The second World Sustainability Awards were presented during the 7th World Sustainability Forum in Beijing, China on 19 September 2018. These awards recognized the winners’ outstanding contribution to sustainability and were evaluated by a selected committee consisting of seven members.

Dr. Mathis Wackernagel and Dr. Zhifu Mi were the joint recipients of the 2nd World Sustainability Award. Dr. Mathis Wackernagel received two thirds of the prize and Dr. Zhifu Mi one third.

Dr. Wackernagel is the president and co-creator of the Global Footprint Network. Since 1997, he has advanced the Ecological Footprint for countries through the National Footprint Accounts. Nowadays, these accounts continue to be the world’s only comprehensive metric able to compare human demand on nature to what the planet can renew. We had the opportunity to talk to him about the award and his work. He said that the prize is “an enormous honor that will help to get more attention” and says that “it will help us build our next initiative, a global network that will produce the National Footprint Accounts independently (http://footprint.info.yorku.ca/)”. He continued:

“The message that we are overusing the planet is hard for people to digest. They want to shoot the messenger. We say – ignoring information never helps you. By understanding our physical context better, we can find strategies that will more likely succeed. Therefore, getting credibility and prominence through the World Sustainability Award is a fabulous boost.”

When asked about his views on the future and his forecast for 2050, he answered that “IPCC’s report right now confirms that we need to move to a regenerative economy before 2050. This means we need to know our biocapacity because that’s what will have to power our economies. We will have to live off the solar income, rather than from depleting the fossil fuel stocks”.

The Global Footprint Network reaches over 3 billion media impressions every year with its Earth Overshoot Day, the day in the year on which humanity has demanded as much from nature as the planet’s ecosystems can renew in the entire year. Dr Wackernagel is clear that, “we need to emphasize foresight and innovation to help us #MoveTheDate of Earth Overshoot Day”. They also run a personal Ecological Footprint calculator which is used by millions of visitors from around the world. This is an excellent idea to make people aware of the magnitude of this issue. He warns that:

“Earth has entered the Anthropocene, a period where humanity’s impact on our environment is becoming an indisputable force, shaping our habitat. Climate change, freshwater challenges and biodiversity loss make obvious that the size of the human enterprise has started to overwhelm what the planet can sustainably provide.”

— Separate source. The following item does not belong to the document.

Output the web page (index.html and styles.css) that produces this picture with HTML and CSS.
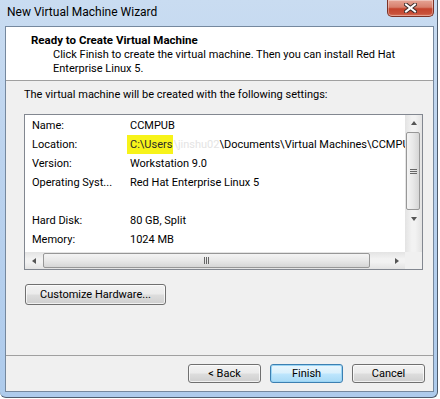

Youfu Xia, Director of International Trade at UIBE, Beijing, China; Mathis Wackernagel, co-creator of the Ecological Footprint and President of the Global Footprint Network, Oakland, USA; Franck Vazquez, CEO of MDPI, Basel, Switzerland; Ed Constable, Former Vice-president and Professor Department of Chemistry University of Basel, Switzerland and Zhifu Mi, Lecturer at The Bartlett School of Construction and Project Management, University College London (UCL) and co-developer of the China Emission Accounts and Datasets, London, UK

Youfu Xia, Director of International Trade at UIBE, Beijing, China; Mathis Wackernagel, co-creator of the Ecological Footprint and President of the Global Footprint Network, Oakland, USA; Franck Vazquez, CEO of MDPI, Basel, Switzerland; Ed Constable, Former Vice-president and Professor Department of Chemistry University of Basel, Switzerland and Zhifu Mi, Lecturer at The Bartlett School of Construction and Project Management, University College London (UCL) and co-developer of the China Emission Accounts and Datasets, London, UK.

We also had the pleasure of interviewing Dr. Zhifu Mi. He is a Lecturer at The Bartlett School of Construction and Project Management, University College London (UCL). He is co-developer of the China Emission Accounts and Datasets (http://www.ceads.net/), which provides the most up-to-date energy, emission and socioeconomic accounting inventories for China. When asked about the situation in China in terms of pollution he replied:

“China is facing serious environmental pollution issues. More than 1 million people died from air pollution in China in 2012 according to World Health Organisation. China has taken actions to prevent pollutions, and its environment has been improved. For example, the average level of PM2.5 particles – which penetrate deep into the lungs – in 338 Chinese cities fell 6.5% between 2016 and 2017.”

Moreover, he is convinced that “CEADs database has drawn wide academic concerns. Many researchers used the CEADs database to analyze China’s carbon emissions, energy consumption and environmental issues. These publications might have influences on China’s policies”.

Finally, he seems to be optimistic about the future of China. He is confident that the Chinese environment will be further improved in the next ten years, “China has entered a new phase of economic development – new normal – which is a development model with lower but better-quality GDP growth”. Dr. Zhifu Mi notes that “China is striving to promote economic growth while driving down CO2 emissions by changing economic structures, improving efficiency levels, and cleaning up the energy mix”.